Your MySQL connection id is 939
Server version: 5.0.46-debug Source distribution

Type 'help;' or '\h' for help. Type '\c' to clear the buffer.

mysql> SELECT bozo(), 1 + ,;
ERROR 1046 (3D000): No database selected
mysql> SELECT test3333.bozo(), 1 + ,;
ERROR 1064 (42000): You have an error in your SQL syntax; check the manual that corresponds to your MySQL server version for the right syntax to use near '' at line 1
mysql> use test3333;
ERROR 1049 (42000): Unknown database 'test3333'
[11 Aug 2007 12:43] Konstantin Osipov
Thank you for your bug report.
This is a duplicate of Bug#28318 CREATE FUNCTION (UDF) requires a schema
[16 Oct 2007 21:36] Marc ALFF
Hi Philip

It is correct that:
  mysql> SELECT bozo(), 1 + ,;
  ERROR 1046 (3D000): No database selected
is a confusing error message.

Conceptually, a parser typically performs:
- lexical parsing
- syntactic parsing
- semantic checks

In an academic environment, one might implement a parser by executing each
passes independently.
Note however, that the parser embedded inside the mysql server is primarily
designed to produce an executable tree for the runtime, and this cause code
for several phases to be executed at the same time.
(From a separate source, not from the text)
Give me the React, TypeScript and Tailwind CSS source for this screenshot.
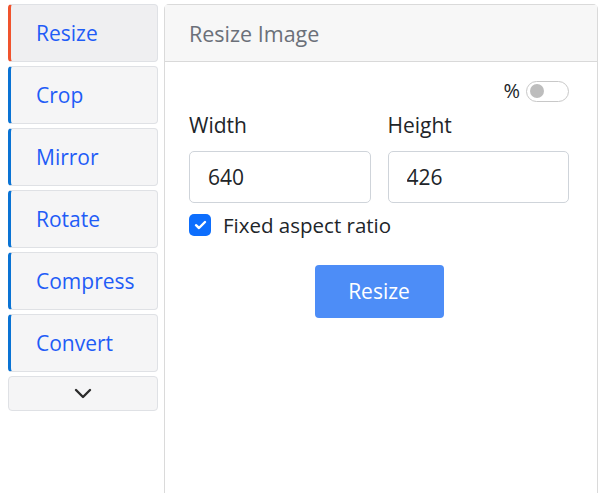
import { useState } from "react";

const TOOLS = ["Resize", "Crop", "Mirror", "Rotate", "Compress", "Convert"];

export default function App() {
  const [fixed, setFixed] = useState(true);
  const [pct, setPct] = useState(false);

  return (
    <div className="flex h-[493px] w-[600px] overflow-hidden bg-white font-['Open_Sans',sans-serif] text-[#212529]">
      {/* Sidebar */}
      <div className="flex w-[164px] shrink-0 flex-col gap-[4px] pl-[8px] pr-[6px] pt-[4px]">
        {TOOLS.map((t, i) => (
          <button
            key={t}
            className={`flex h-[58px] items-center rounded-[4px] border border-[#dfe1e5] border-l-[3px] pl-[25px] pt-[2px] text-left text-[21px] text-[#1f5cf7] ${
              i === 0 ? "border-l-[#f0532d] bg-[#efeff1]" : "border-l-[#0a73d4] bg-[#f5f5f6]"
            }`}
          >
            {t}
          </button>
        ))}
        <button className="flex h-[35px] items-center justify-center rounded-[4px] border border-[#dfe1e5] bg-[#f5f5f6]">
          <svg width="20" height="12" viewBox="0 0 20 12" fill="none" stroke="#2b2b2b" strokeWidth="2.4" strokeLinecap="round" strokeLinejoin="round">
            <path d="M3 2l7 7 7-7" />
          </svg>
        </button>
      </div>

      {/* Main panel */}
      <div className="mt-[4px] mr-[2px] flex flex-1 flex-col rounded-t-[5px] border border-b-0 border-[#dadada]">
        <div className="flex h-[57px] items-center border-b border-[#d9d9d9] bg-[#f7f7f7] pl-[24px] pt-[2px] text-[21.5px] text-[#6b7079]">
          Resize Image
        </div>
        <div className="flex flex-col pl-[24px] pr-[28px]">
          <div className="mt-[14px] flex items-center justify-end gap-[6px]">
            <span className="text-[20px]">%</span>
            <button
              onClick={() => setPct(!pct)}
              className="flex h-[21px] w-[43px] items-center rounded-full border border-[#c8c8c8] bg-white px-[3px]"
            >
              <span className="h-[14px] w-[14px] rounded-full bg-[#bdbdbd]" />
            </button>
          </div>
          <div className="mt-[4px] grid grid-cols-2 gap-[17px]">
            <label className="flex flex-col">
              <span className="text-[21px] leading-[30px]">Width</span>
              <input
                defaultValue="640"
                className="mt-[11px] h-[52px] w-full rounded-[5px] border border-[#cfd4da] px-[18px] text-[21px] outline-none"
              />
            </label>
            <label className="flex flex-col">
              <span className="text-[21px] leading-[30px]">Height</span>
              <input
                defaultValue="426"
                className="mt-[11px] h-[52px] w-full rounded-[5px] border border-[#cfd4da] px-[18px] text-[21px] outline-none"
              />
            </label>
          </div>
          <label className="mt-[7px] flex items-center gap-[12px]">
            <span
              onClick={() => setFixed(!fixed)}
              className={`flex h-[22px] w-[22px] items-center justify-center rounded-[5px] ${fixed ? "bg-[#0d6efd]" : "border border-[#cfd4da] bg-white"}`}
            >
              {fixed && (
                <svg width="13" height="10" viewBox="0 0 13 10" fill="none" stroke="white" strokeWidth="2.4" strokeLinecap="round" strokeLinejoin="round">
                  <path d="M2 5.2l3 2.8 6-6" />
                </svg>
              )}
            </span>
            <span className="text-[20.5px]">Fixed aspect ratio</span>
          </label>
          <div className="mt-[24px] flex justify-center">
            <button className="h-[53px] w-[129px] rounded-[4px] bg-[#4d8df7] text-[21px] text-white">
              Resize
            </button>
          </div>
        </div>
      </div>
    </div>
  );
}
For example, the parser does not process all the lexical parsing before
starting with syntactic parsing. Instead, the lexer (sql_lex) is called as
needed to feed the syntactical parser (sql_yacc) with tokens.
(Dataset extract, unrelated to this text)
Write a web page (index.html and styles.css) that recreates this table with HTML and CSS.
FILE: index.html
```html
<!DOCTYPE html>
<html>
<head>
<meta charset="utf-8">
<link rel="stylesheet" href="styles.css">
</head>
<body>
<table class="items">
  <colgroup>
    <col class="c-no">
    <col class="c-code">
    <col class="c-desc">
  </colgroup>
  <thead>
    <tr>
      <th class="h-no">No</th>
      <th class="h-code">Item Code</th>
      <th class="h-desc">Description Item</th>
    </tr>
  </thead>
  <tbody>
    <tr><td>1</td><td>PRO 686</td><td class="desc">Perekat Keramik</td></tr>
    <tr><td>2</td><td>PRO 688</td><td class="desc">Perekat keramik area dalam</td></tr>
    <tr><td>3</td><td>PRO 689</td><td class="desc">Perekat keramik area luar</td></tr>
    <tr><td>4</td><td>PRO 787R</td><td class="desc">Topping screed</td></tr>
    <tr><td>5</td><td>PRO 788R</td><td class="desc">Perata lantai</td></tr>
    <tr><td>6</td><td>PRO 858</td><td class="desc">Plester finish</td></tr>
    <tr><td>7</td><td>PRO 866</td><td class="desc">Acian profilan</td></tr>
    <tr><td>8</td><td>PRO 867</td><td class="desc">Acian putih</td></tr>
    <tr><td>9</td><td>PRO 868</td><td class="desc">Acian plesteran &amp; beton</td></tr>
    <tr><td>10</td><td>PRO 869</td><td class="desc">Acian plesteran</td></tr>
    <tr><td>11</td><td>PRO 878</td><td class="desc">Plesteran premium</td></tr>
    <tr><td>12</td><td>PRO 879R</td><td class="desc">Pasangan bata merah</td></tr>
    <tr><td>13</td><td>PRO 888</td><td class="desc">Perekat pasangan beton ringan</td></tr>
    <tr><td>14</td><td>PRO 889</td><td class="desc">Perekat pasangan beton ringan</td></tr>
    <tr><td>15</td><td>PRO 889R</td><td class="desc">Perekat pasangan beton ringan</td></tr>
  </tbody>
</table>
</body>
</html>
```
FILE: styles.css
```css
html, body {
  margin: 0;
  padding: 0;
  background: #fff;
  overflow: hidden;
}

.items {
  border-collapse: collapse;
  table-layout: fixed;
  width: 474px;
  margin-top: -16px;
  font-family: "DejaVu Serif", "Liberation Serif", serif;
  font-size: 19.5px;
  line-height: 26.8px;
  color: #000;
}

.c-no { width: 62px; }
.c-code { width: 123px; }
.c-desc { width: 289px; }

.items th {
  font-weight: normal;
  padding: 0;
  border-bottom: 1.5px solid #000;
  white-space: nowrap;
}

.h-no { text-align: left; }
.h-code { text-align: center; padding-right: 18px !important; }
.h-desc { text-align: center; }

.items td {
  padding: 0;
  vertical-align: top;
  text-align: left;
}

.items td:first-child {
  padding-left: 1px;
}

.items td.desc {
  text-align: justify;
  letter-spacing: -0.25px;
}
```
Another example is that the parser does perform some semantic checks,
like in this case resolving names to functions calls, as soon as a syntax
fragment is detected. This cause some semantic analysis to be executed
before the entire syntax has been accepted.
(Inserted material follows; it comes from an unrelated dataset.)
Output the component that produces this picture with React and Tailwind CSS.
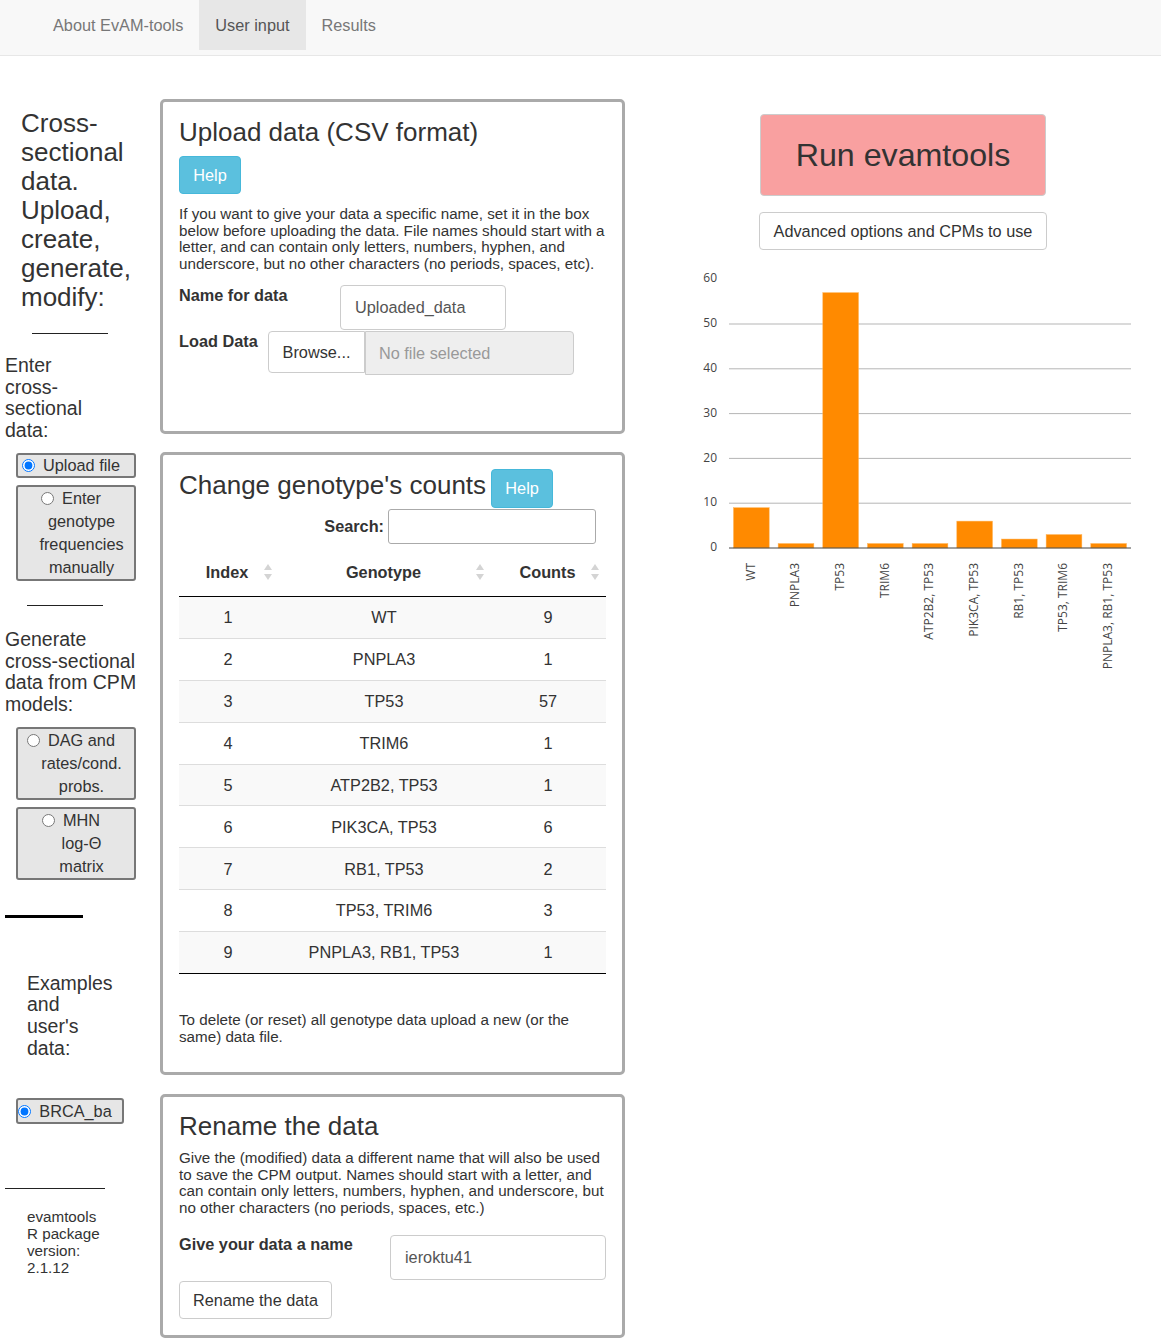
import React from 'react';

const rows = [
  [1, 'WT', 9],
  [2, 'PNPLA3', 1],
  [3, 'TP53', 57],
  [4, 'TRIM6', 1],
  [5, 'ATP2B2, TP53', 1],
  [6, 'PIK3CA, TP53', 6],
  [7, 'RB1, TP53', 2],
  [8, 'TP53, TRIM6', 3],
  [9, 'PNPLA3, RB1, TP53', 1],
];

// radio sits left of the centred label, taking no width of its own
function Radio({ checked }) {
  return (
    <input
      type="radio"
      checked={checked}
      readOnly
      className="w-[13px] h-[13px] m-0 ml-[-21px] mr-[8px] align-[-1px]"
    />
  );
}

function SortIcon() {
  return (
    <svg width="10" height="18" viewBox="0 0 10 18" className="shrink-0">
      <path d="M5 1 L9 7 L1 7 Z" fill="#d4d4d4" />
      <path d="M5 17 L9 11 L1 11 Z" fill="#d4d4d4" />
    </svg>
  );
}

function Chart() {
  const x0 = 84;
  const x1 = 486;
  const y0 = 281;
  const k = 4.48;
  const band = (x1 - x0) / rows.length;
  return (
    <svg width="516" height="420" viewBox="0 0 516 420">
      {[10, 20, 30, 40, 50].map((v) => (
        <line key={v} x1={x0} x2={x1} y1={y0 - v * k} y2={y0 - v * k} stroke="#b5b5b5" strokeWidth="1" />
      ))}
      {[0, 10, 20, 30, 40, 50, 60].map((v) => (
        <text
          key={v}
          x="72"
          y={y0 - v * k}
          textAnchor="end"
          dominantBaseline="middle"
          fontFamily="'Open Sans', sans-serif"
          fontSize="12"
          fill="#444"
        >
          {v}
        </text>
      ))}
      {rows.map(([i, g, c], idx) => {
        const bx = x0 + idx * band + band * 0.1;
        const bw = band * 0.8;
        const cx = x0 + idx * band + band / 2;
        return (
          <g key={i}>
            <rect x={bx} y={y0 - c * k} width={bw} height={c * k} fill="#ff8a00" stroke="#ffb55a" strokeWidth="0.5" />
            <text
              transform={`translate(${cx},296) rotate(-90)`}
              textAnchor="end"
              dominantBaseline="middle"
              fontFamily="'Open Sans', sans-serif"
              fontSize="12"
              fill="#444"
            >
              {g}
            </text>
          </g>
        );
      })}
      <line x1={x0} x2={x1} y1={y0} y2={y0} stroke="#444" strokeWidth="1" />
    </svg>
  );
}

function Sidebar() {
  return (
    <div className="w-[160px] shrink-0 text-[#333]">
      <div className="pl-[21px] pt-[53px] text-[26px] leading-[29px]">
        Cross-<br />sectional<br />data.<br />Upload,<br />create,<br />generate,<br />modify:
      </div>
      <div className="ml-[32px] mt-[21px] w-[76px] h-px bg-[#222]" />
      <div className="pl-[5px] mt-[21px] text-[19.5px] leading-[21.7px]">
        Enter<br />cross-<br />sectional<br />data:
      </div>
      <div className="ml-[16px] mt-[11px] w-[120px] h-[25px] border-2 border-[#777] rounded-[3px] bg-[#e6e6e6] pl-[11px] text-center text-[16.3px] leading-[21px]">
        <Radio checked />Upload file
      </div>
      <div className="ml-[16px] mt-[7px] w-[120px] h-[96px] border-2 border-[#777] rounded-[3px] bg-[#e6e6e6] pl-[11px] text-center text-[16.3px] leading-[23px]">
        <Radio />Enter<br />genotype<br />frequencies<br />manually
      </div>
      <div className="ml-[27px] mt-[24px] w-[76px] h-px bg-[#222]" />
      <div className="pl-[5px] mt-[23px] text-[19.5px] leading-[21.7px]">
        Generate<br />cross-sectional<br />data from CPM<br />models:
      </div>
      <div className="ml-[16px] mt-[11px] w-[120px] h-[73px] border-2 border-[#777] rounded-[3px] bg-[#e6e6e6] pl-[11px] text-center text-[16.3px] leading-[23px]">
        <Radio />DAG and<br />rates/cond.<br />probs.
      </div>
      <div className="ml-[16px] mt-[7px] w-[120px] h-[73px] border-2 border-[#777] rounded-[3px] bg-[#e6e6e6] pl-[11px] text-center text-[16.3px] leading-[23px]">
        <Radio />MHN<br />log-Θ<br />matrix
      </div>
      <div className="ml-[5px] mt-[35px] w-[78px] h-[3px] bg-black" />
      <div className="pl-[27px] mt-[55px] text-[19.5px] leading-[21.7px]">
        Examples<br />and<br />user's<br />data:
      </div>
      <div className="ml-[16px] mt-[39px] w-[108px] h-[26px] border-2 border-[#777] rounded-[3px] bg-[#e6e6e6] pl-[11px] text-center text-[16.3px] leading-[22px]">
        <Radio checked />BRCA_ba
      </div>
      <div className="ml-[5px] mt-[64px] w-[100px] h-px bg-[#222]" />
      <div className="pl-[27px] mt-[20px] text-[15.2px] leading-[16.7px]">
        evamtools<br />R package<br />version:<br />2.1.12
      </div>
    </div>
  );
}

function HelpButton({ className }) {
  return (
    <div className={`w-[62px] h-[38px] flex items-center justify-center rounded-[4px] bg-[#5bc0de] border border-[#46b8da] text-white text-[16.3px] ${className || ''}`}>
      Help
    </div>
  );
}

function MainColumn() {
  return (
    <div className="w-[465px] shrink-0 pt-[43px] text-[#333]">
      {/* upload panel */}
      <div className="h-[335px] border-[3px] border-[#aaa] rounded-[5px] px-[16px] pt-[16px]">
        <h2 className="text-[26px] leading-[29px]">Upload data (CSV format)</h2>
        <HelpButton className="mt-[9px]" />
        <p className="mt-[12px] text-[15.2px] leading-[16.7px]">
          If you want to give your data a specific name, set it in the box below before uploading the data. File names should start with a letter, and can contain only letters, numbers, hyphen, and underscore, but no other characters (no periods, spaces, etc).
        </p>
        <div className="mt-[12px] flex items-start">
          <div className="w-[161px] pt-[1px] font-bold text-[16.3px] leading-[19px]">Name for data</div>
          <div className="w-[166px] h-[45px] border border-[#ccc] rounded-[4px] pl-[14px] flex items-center text-[16.3px] text-[#555]">
            Uploaded_data
          </div>
        </div>
        <div className="mt-[1px] flex items-start">
          <div className="w-[89px] pt-[1px] font-bold text-[16.3px] leading-[19px]">Load Data</div>
          <div className="w-[97px] h-[42px] border border-[#ccc] rounded-l-[4px] bg-white flex items-center justify-center text-[16.3px]">
            Browse...
          </div>
          <div className="w-[209px] h-[44px] border border-[#ccc] rounded-r-[4px] bg-[#eee] pl-[13px] flex items-center text-[16.3px] text-[#999]">
            No file selected
          </div>
        </div>
      </div>

      {/* genotype counts panel */}
      <div className="mt-[18px] h-[623px] border-[3px] border-[#aaa] rounded-[5px] px-[16px] pt-[14px]">
        <div className="flex items-start">
          <h2 className="mt-[2px] text-[26px] leading-[29px]">Change genotype's counts</h2>
          <HelpButton className="ml-[5px] h-[39px]" />
        </div>
        <div className="mt-[1px] flex items-center justify-end pr-[10px]">
          <span className="font-bold text-[16.3px]">Search:</span>
          <div className="ml-[4px] w-[208px] h-[35px] border border-[#aaa] rounded-[3px]" />
        </div>
        <div className="mt-[1px] grid grid-cols-[101px_215px_111px] h-[52px] pt-[3px] border-b border-black font-bold text-[16.3px]">
          <div className="flex items-center pl-[12px] pr-[7px]">
            <span className="flex-1 text-center">Index</span>
            <SortIcon />
          </div>
          <div className="flex items-center pl-[12px] pr-[10px]">
            <span className="flex-1 text-center">Genotype</span>
            <SortIcon />
          </div>
          <div className="flex items-center pl-[10px] pr-[6px]">
            <span className="flex-1 text-center">Counts</span>
            <SortIcon />
          </div>
        </div>
        {rows.map(([i, g, c], idx) => (
          <div
            key={i}
            className={`grid grid-cols-[101px_215px_111px] h-[41.9px] items-center text-[16.3px] border-b ${idx === rows.length - 1 ? 'border-black' : 'border-[#ddd]'} ${idx % 2 === 0 ? 'bg-[#f9f9f9]' : 'bg-white'}`}
          >
            <div className="text-center pr-[3px]">{i}</div>
            <div className="text-center pr-[7px]">{g}</div>
            <div className="text-center pr-[5px]">{c}</div>
          </div>
        ))}
        <p className="mt-[38px] text-[15.2px] leading-[16.7px]">
          To delete (or reset) all genotype data upload a new (or the same) data file.
        </p>
      </div>

      {/* rename panel */}
      <div className="mt-[19px] h-[244px] border-[3px] border-[#aaa] rounded-[5px] px-[16px] pt-[15px]">
        <h2 className="text-[26px] leading-[29px]">Rename the data</h2>
        <p className="mt-[9px] text-[15.2px] leading-[16.7px]">
          Give the (modified) data a different name that will also be used to save the CPM output. Names should start with a letter, and can contain only letters, numbers, hyphen, and underscore, but no other characters (no periods, spaces, etc.)
        </p>
        <div className="mt-[18px] flex items-start">
          <div className="w-[211px] font-bold text-[16.3px] leading-[19px]">Give your data a name</div>
          <div className="w-[216px] h-[45px] border border-[#ccc] rounded-[4px] pl-[14px] flex items-center text-[16.3px] text-[#555]">
            ieroktu41
          </div>
        </div>
        <div className="mt-[1px] w-[153px] h-[38px] border border-[#ccc] rounded-[4px] flex items-center justify-center text-[16.3px]">
          Rename the data
        </div>
      </div>
    </div>
  );
}

function RightColumn() {
  return (
    <div className="ml-[20px] w-[516px] shrink-0 pt-[58px] flex flex-col items-center text-[#333]">
      <div className="w-[286px] h-[82px] rounded-[4px] border border-[#ccc] bg-[#f9a0a0] flex items-center justify-center text-[32.2px]">
        Run evamtools
      </div>
      <div className="mt-[16px] w-[288px] h-[38px] rounded-[4px] border border-[#ccc] bg-white flex items-center justify-center text-[16.3px]">
        Advanced options and CPMs to use
      </div>
      <div className="mt-[17px] self-start">
        <Chart />
      </div>
    </div>
  );
}

export default function App() {
  return (
    <div className="w-[1161px] min-h-[1342px] bg-white font-['Liberation_Sans',Arial,sans-serif]">
      <div className="h-[56px] bg-[#f8f8f8] border-b border-[#e7e7e7]">
        <ul className="flex h-[50px] pl-[37px] text-[16.3px]">
          <li className="px-[16px] pt-[1px] flex items-center text-[#777]">About EvAM-tools</li>
          <li className="px-[16px] pt-[1px] flex items-center text-[#555] bg-[#e7e7e7]">User input</li>
          <li className="px-[16px] pt-[1px] flex items-center text-[#777]">Results</li>
        </ul>
      </div>
      <div className="flex">
        <Sidebar />
        <MainColumn />
        <RightColumn />
      </div>
    </div>
  );
}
As a result, when there are multiple errors with a query, like:
- a syntax error in one fragment
- a semantic error in another fragment
the parser might return either the first error or the second.
This is not considered a bug, since both errors are valid.
The choice of which error to report is ultimately implementation dependent.

To achieve what is described in this bug report, the implementation of the
parser would have to:
- perform the entire syntax analysis first, and build a syntax tree
- only after a complete syntax tree is generated, proceed with semantic
  analysis.

While this approach is valid, it is driven by a design constraint which is
external to the server implementation (to perform query rewrites on a syntax
tree).

With the current design (which aims for performance, not code modularity),
there is no way to represent an arbitrary function call to something unknown
(this would require an Item_func_generic), so the parser has no way to
produce a "syntax" tree only, to detect all syntax errors in a separate
pass. Generating an Item_func_udf or an Item_func_sp in the example given
would be wrong, since "select inexistent()" uses neither.

To summarize, there are two aspects with this report:
- a confusing message can be given in some cases, this has been fixed.
- the constraint of separating the different phases of parsing is not
  a design requirement for the server, and refactoring the parser to meet
  this requirement will not be done.

About FUNC_ARG0, FUNC_ARG1 and similar, please look at the files
- sql/item_create.h
- sql/item_create.cc
in 5.1 and above.
You will find there that functions with a variable number of arguments
can be easily represented there.

Thanks for your interest in MySQL.

Regards,
-- Marc
[17 Oct 2007 5:01] Marc ALFF
Fixed by the patch for bug#28318
[19 Oct 2007 18:52] Bugs System
Pushed into 5.1.23-beta
[19 Oct 2007 18:54] Bugs System
Pushed into 5.0.52
[24 Oct 2007 19:13] Paul DuBois
Noted in 5.0.52, 5.1.23 changelogs.

The parser confused user-defined function (UDF) and stored function
creation for CREATE FUNCTION and required that there be a default
database when creating UDFs, although there is no such requirement.